UNITED STATES v. FOAKES

United States District Court, Northern District of California (2023)

Facts

Issue

Holding — Chen, J.

Rule

Reasoning

Deep Dive: How the Court Reached Its Decision

Jurisdiction Over Interlocutory Appeal

The court reasoned that there was no appellate jurisdiction for Raymond Foakes' interlocutory appeal regarding the RICO conspiracy charge. It established that appellate jurisdiction is generally limited to final decisions of the district court, as outlined in 28 U.S.C. § 1291, meaning a final judgment must end the litigation on the merits. The court referenced prior case law, noting that in criminal matters, appeals typically occur only after conviction and sentencing. Although Foakes attempted to invoke the collateral order exception to support his appeal, the court explained that the Ninth Circuit has previously ruled that breach of plea agreement claims do not qualify for such exceptions, specifically citing United States v. Solano. The court found Foakes' situation to be distinguishable from cases where interlocutory appeals were permitted, as he did not present a double jeopardy claim to anchor his appeal. As such, the court concluded that it retained jurisdiction to proceed with the trial on other counts against Foakes.

Denial of Stay and Prejudice Considerations

The court denied Foakes' motion to stay the trial, emphasizing that proceeding with the trial would not result in prejudice to him. It noted that even if Count One was included in the trial, the evidence pertinent to that charge would also apply to the other charges he faced, including a VICAR count. The court expressed that Foakes would not suffer any cognizable harm from being tried on the RICO charge alongside the other counts. It contrasted this case with prior case law, indicating that the lack of double jeopardy or a standalone plea agreement claim undermined Foakes' argument for a stay. The court also pointed out that the ongoing nature of the case and the significant time elapsed since the indictment made it essential to prioritize a timely resolution. Therefore, the court determined that staying the trial would impose unnecessary burdens on the government and the witnesses involved.

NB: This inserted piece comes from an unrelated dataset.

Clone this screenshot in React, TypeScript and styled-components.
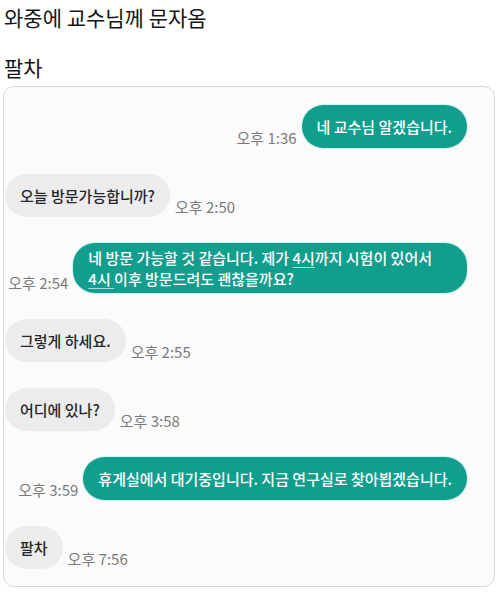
import React from "react";
import styled, { createGlobalStyle } from "styled-components";

const Global = createGlobalStyle`
  html, body { margin: 0; padding: 0; background: #ffffff; }
  body { font-family: "Noto Sans CJK KR", "Noto Sans", sans-serif; color: #111; }
`;

const Page = styled.div`
  width: 500px;
  height: 595px;
  padding: 0 5px 0 3px;
  box-sizing: border-box;
  display: flex;
  flex-direction: column;
`;

const Title = styled.p`
  margin: 0;
  padding-left: 1px;
  font-size: 21px;
  line-height: 28px;
  font-weight: 400;
  color: #161616;
`;

const FirstTitle = styled(Title)`
  margin-top: 3px;
`;

const SecondTitle = styled(Title)`
  margin-top: 22px;
`;

const Card = styled.div`
  margin-top: 5px;
  height: 501px;
  box-sizing: border-box;
  border: 1px solid #d9d9d9;
  border-radius: 11px;
  background: #fbfbfb;
  padding: 18px 27px 16px 1px;
  display: flex;
  flex-direction: column;
  gap: 26px;
`;

const Row = styled.div<{ $sent?: boolean }>`
  display: flex;
  align-items: flex-end;
  justify-content: ${(p) => (p.$sent ? "flex-end" : "flex-start")};
  gap: 5px;
`;

const Bubble = styled.div<{ $sent?: boolean }>`
  min-height: 43px;
  box-sizing: border-box;
  display: flex;
  align-items: center;
  padding: 4px 15px;
  border-radius: 22px;
  font-size: 15px;
  line-height: 21px;
  font-weight: 500;
  letter-spacing: 0;
  background: ${(p) => (p.$sent ? "#129e8c" : "#ececec")};
  color: ${(p) => (p.$sent ? "#ffffff" : "#262626")};
  box-shadow: ${(p) => (p.$sent ? "0 0 0 1px rgba(120, 230, 220, 0.35)" : "none")};
`;

const Multi = styled.span`
  display: block;
  padding-right: 20px;
`;

const Link = styled.span`
  text-decoration: underline;
  text-decoration-color: rgba(255, 255, 255, 0.65);
  text-decoration-thickness: 1px;
  text-underline-offset: 3px;
`;

const Time = styled.span`
  font-size: 15px;
  line-height: 18px;
  color: #7a7a7a;
  white-space: nowrap;
  padding-bottom: 1px;
`;

type Msg = { sent?: boolean; time: string; content: React.ReactNode };

const messages: Msg[] = [
  { sent: true, time: "오후 1:36", content: "네 교수님 알겠습니다." },
  { time: "오후 2:50", content: "오늘 방문가능합니까?" },
  {
    sent: true,
    time: "오후 2:54",
    content: (
      <Multi>
        네 방문 가능할 것 같습니다. 제가 <Link>4시</Link>까지 시험이 있어서
        <br />
        <Link>4시 </Link>이후 방문드려도 괜찮을까요?
      </Multi>
    ),
  },
  { time: "오후 2:55", content: "그렇게 하세요." },
  { time: "오후 3:58", content: "어디에 있나?" },
  {
    sent: true,
    time: "오후 3:59",
    content: "휴게실에서 대기중입니다. 지금 연구실로 찾아뵙겠습니다.",
  },
  { time: "오후 7:56", content: "팔차" },
];

export default function App() {
  return (
    <>
      <Global />
      <Page>
        <FirstTitle>와중에 교수님께 문자옴</FirstTitle>
        <SecondTitle>팔차</SecondTitle>
        <Card>
          {messages.map((m, i) => (
            <Row key={i} $sent={m.sent}>
              {m.sent && <Time>{m.time}</Time>}
              <Bubble $sent={m.sent}>{m.content}</Bubble>
              {!m.sent && <Time>{m.time}</Time>}
            </Row>
          ))}
        </Card>
      </Page>
    </>
  );
}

Impact of Delay on Witnesses and Evidence

The court highlighted the substantial reliance interests of the government in adhering to the originally scheduled trial date, which had been set months in advance. It noted that the case had been pending for almost six years, during which the government prepared to present testimony from numerous witnesses, including victims and cooperating individuals. The court acknowledged that further delays could lead to witness memory degradation and potential unavailability, referencing the precedent set in Barker v. Wingo regarding the negative impact of delay on witness testimony. The court emphasized the risks associated with prolonging the proceedings, which could extend the anxieties of those involved and complicate the prosecution's ability to present its case effectively. It also noted that one of Foakes' co-defendants opposed a stay, further illustrating the complexities and potential disruptions caused by delaying the trial.

Public Interest and Speedy Trial

The court underscored the public interest in providing a speedy trial, which serves to balance the rights of the accused with societal expectations for justice. It referenced the societal interests articulated in cases like United States v. MacDonald, highlighting the potential for increased costs to society and the anxiety surrounding community safety when delays in trials occur. The court pointed out that Foakes had been in custody for over five years, and further delay could necessitate his release under due process concerns. This situation was compounded by the court's prior recognition of Foakes' dangerousness, which had led to his detention. Thus, the court concluded that the public interest in expediting the trial outweighed Foakes' individual interests in delaying the proceedings.

Certification of Appeal as Frivolous

The court certified the merits of Foakes' interlocutory appeal as frivolous, indicating that his arguments lacked a strong basis for success. It noted that the court had already rejected his claims in previous rulings, specifically denying his motion for reconsideration. The court reasoned that granting Foakes the relief he sought—dismissal of the entire RICO charge—would provide him with an unwarranted windfall beyond the benefits of his prior plea agreement. The court maintained that Foakes had not cited any case law that necessitated dismissal of unrelated charges due to a breach of a plea agreement. This certification aligned with the court's overall assessment that proceeding to trial would not only be appropriate but necessary given the circumstances.